Recently my fellow MEP Diane James debated on Radio Kent the government’s failure to find a solution with the French to the Calais blockade fiasco with former Conservative immigration minister, Damien Green (Listen Here). He boldly stated that if The British people exercised their democratic right to leave this wholly undemocratic customs union that somehow this would affect our negotiated UK border in Calais. In short, Green claimed the border would have to be moved back to Dover. Well Damian, I did some research and actually, you, like most other Europhiles have falsified the truth.
In fact, we have a bilateral agreement with France that establishes UK border checkpoints in the point of Calais which wouldn’t be affected if the UK left the EU. A bi-lateral agreement is a contract negotiated and agreed upon between two sovereign nation states in this case the United Kingdom and the French Republic. Evidence of this agreement can be seen here.
The purpose of this draft Nationality, Immigration and Asylum Act 2002 (Juxtaposed Controls) Order is to give effect to the treaty between the Government of the United Kingdom and the Government of the French Republic concerning the implementation of frontier controls at sea ports of both countries on the Channel and North Sea. The treaty was signed at Le Touquet.
The treaty is one element of an overall strategy agreed with the French Government to assist in reducing cross-channel illegal immigration, and to tackle the wider problems of illegal immigration flows across Europe. The draft order is made in exercise of the powers conferred by Section 141 of the Nationality, Immigration and Asylum Act 2002. That section enables the Secretary of State, by order, to give effect to an international agreement which concerns immigration control at an EEA port.
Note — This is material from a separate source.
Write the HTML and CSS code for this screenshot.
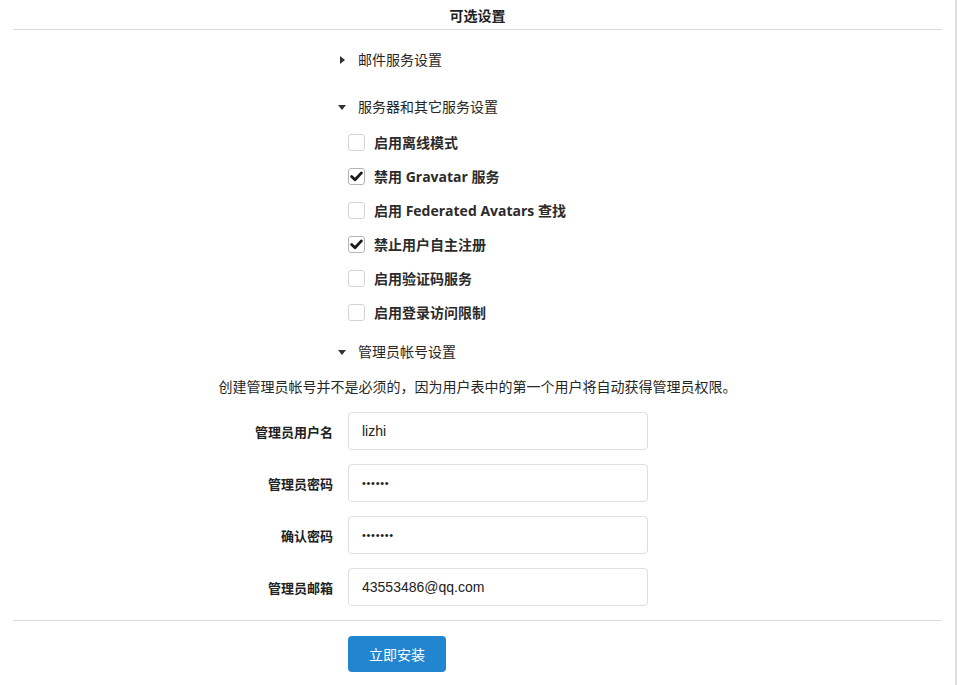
FILE: index.html
```html
<!DOCTYPE html>
<html lang="zh-CN">
<head>
<meta charset="utf-8">
<title>可选设置</title>
<link rel="stylesheet" href="styles.css">
</head>
<body>
<div class="page">
  <div class="inner">
    <h3 class="title">可选设置</h3>

    <div class="sec-head sec-first"><span class="tri tri-right"></span><span>邮件服务设置</span></div>
    <div class="sec-head sec-second"><span class="tri tri-down"></span><span>服务器和其它服务设置</span></div>

    <div class="checks">
      <label class="check"><span class="box"></span><span class="ctext">启用离线模式</span></label>
      <label class="check"><span class="box checked"><svg viewBox="0 0 17 17" width="17" height="17"><path d="M3.6 8.6 L7 11.8 L13.4 4.9" fill="none" stroke="#1a1a1a" stroke-width="2.8" stroke-linecap="round" stroke-linejoin="round"/></svg></span><span class="ctext">禁用 Gravatar 服务</span></label>
      <label class="check"><span class="box"></span><span class="ctext">启用 Federated Avatars 查找</span></label>
      <label class="check"><span class="box checked"><svg viewBox="0 0 17 17" width="17" height="17"><path d="M3.6 8.6 L7 11.8 L13.4 4.9" fill="none" stroke="#1a1a1a" stroke-width="2.8" stroke-linecap="round" stroke-linejoin="round"/></svg></span><span class="ctext">禁止用户自主注册</span></label>
      <label class="check"><span class="box"></span><span class="ctext">启用验证码服务</span></label>
      <label class="check"><span class="box"></span><span class="ctext">启用登录访问限制</span></label>
    </div>

    <div class="sec-head sec-third"><span class="tri tri-down"></span><span>管理员帐号设置</span></div>

    <p class="desc">创建管理员帐号并不是必须的，因为用户表中的第一个用户将自动获得管理员权限。</p>

    <div class="fields">
      <label class="flabel">管理员用户名</label>
      <input class="finput" type="text" value="lizhi">
      <label class="flabel">管理员密码</label>
      <input class="finput pw" type="text" value="••••••">
      <label class="flabel">确认密码</label>
      <input class="finput pw" type="text" value="•••••••">
      <label class="flabel">管理员邮箱</label>
      <input class="finput" type="text" value="43553486@qq.com">
    </div>

    <div class="divider"></div>

    <div class="actions">
      <button class="btn">立即安装</button>
    </div>
  </div>
</div>
</body>
</html>
```

FILE: styles.css
```css
html, body {
  margin: 0;
  padding: 0;
  background: #fff;
}
body {
  font-family: Lato, "Noto Sans CJK SC", sans-serif;
  font-size: 14px;
  color: #212121;
}
.page {
  width: 955px;
  height: 685px;
  border-right: 2px solid #e0e0e0;
  overflow: hidden;
}
.inner {
  margin-left: 13px;
  width: 929px;
}
.title {
  margin: 0;
  padding: 6px 0 3px;
  line-height: 20px;
  font-size: 14px;
  font-weight: 700;
  text-align: center;
  border-bottom: 1px solid #dcdcdc;
}
.sec-head {
  display: flex;
  align-items: center;
  height: 20px;
  line-height: 20px;
  margin-left: 325px;
  color: #262626;
}
.sec-first { margin-top: 20px; }
.sec-second { margin-top: 27px; }
.sec-third { margin-top: 20px; }
.tri {
  width: 8px;
  margin-right: 12px;
  display: flex;
  justify-content: center;
}
.tri::before {
  content: "";
  display: block;
  width: 0;
  height: 0;
}
.tri-right::before {
  border-left: 5px solid #333;
  border-top: 4px solid transparent;
  border-bottom: 4px solid transparent;
}
.tri-down::before {
  border-top: 5px solid #333;
  border-left: 4px solid transparent;
  border-right: 4px solid transparent;
}
.checks {
  margin-top: 15px;
  margin-left: 335px;
  display: flex;
  flex-direction: column;
  gap: 14px;
}
.check {
  display: flex;
  align-items: center;
  height: 20px;
}
.box {
  width: 15px;
  height: 15px;
  border: 1px solid #d4d4d5;
  border-radius: 3px;
  position: relative;
  margin-right: 9px;
  background: #fff;
}
.box.checked {
  border-color: #b5b5b5;
}
.box svg {
  position: absolute;
  left: -1px;
  top: -1px;
}
.ctext {
  font-family: "Open Sans", "Noto Sans CJK SC", sans-serif;
  font-weight: 700;
  color: #2b2b2b;
}
.desc {
  margin: 15px 0 0;
  line-height: 20px;
  text-align: center;
  color: #262626;
}
.fields {
  margin-top: 15px;
  display: grid;
  grid-template-columns: 320px 300px;
  column-gap: 15px;
  row-gap: 14px;
  align-items: center;
}
.flabel {
  text-align: right;
  font-size: 13px;
  font-weight: 700;
  color: #212121;
}
.finput {
  box-sizing: border-box;
  width: 300px;
  height: 38px;
  margin: 0;
  padding: 0 13px;
  border: 1px solid #dedede;
  border-radius: 4px;
  font-family: "Liberation Sans", Arial, sans-serif;
  font-size: 14px;
  color: #212121;
  background: #fff;
  outline: none;
}
.finput.pw {
  font-size: 11px;
  letter-spacing: 0.7px;
}
.divider {
  margin-top: 14px;
  height: 0;
  border-top: 1px solid #dcdcdc;
}
.actions {
  margin-top: 15px;
  padding-left: 335px;
}
.btn {
  width: 98px;
  height: 36px;
  border: none;
  border-radius: 4px;
  background: #2185d0;
  color: #fff;
  font-family: Lato, "Noto Sans CJK SC", sans-serif;
  font-size: 14px;
  font-weight: 400;
  padding: 0;
  cursor: pointer;
}
```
The ports which are to be designated initially for that purpose are Dover, Calais, Dunkirk and Boulogne.
Establishing juxtaposed immigration controls at those ports will mean that French officers will exercise immigration control at Dover, and that UK immigration officers will exercise immigration control in Calais, Dunkirk and Boulogne. The draft order provides the necessary powers for the French and UK officers in question to operate in the territory of the other.
At present the UK already operates juxtaposed frontier controls at four locations in France - the Eurotunnel site at Coquelles, and the three main Eurostar stations, Paris Gare du Nord, Lille Europe and Calais Frethun. The French authorities operate reciprocal controls at Cheriton and Waterloo and will soon commence operations at Ashford International. The controls are provided for under the Channel Tunnel Act 1987 and associated subordinate legislation.
If the French reneging on a bi-lateral agreement with an independent Britain is unlikely under international law, then making Calais' operations more inefficient by moving the border back to the UK side when the French Port has just issued a Euro700 million development bond to expand operations would be commercial suicide. (More here) As UKIP has said on several occasions France is not the only European gateway for Britain and would lose out economically if, for some inexplicable reason, they used a British exit from the EU to take petty retribution in the way described by Damian Green.
In short, Mr Green's petty arguments do not hold water.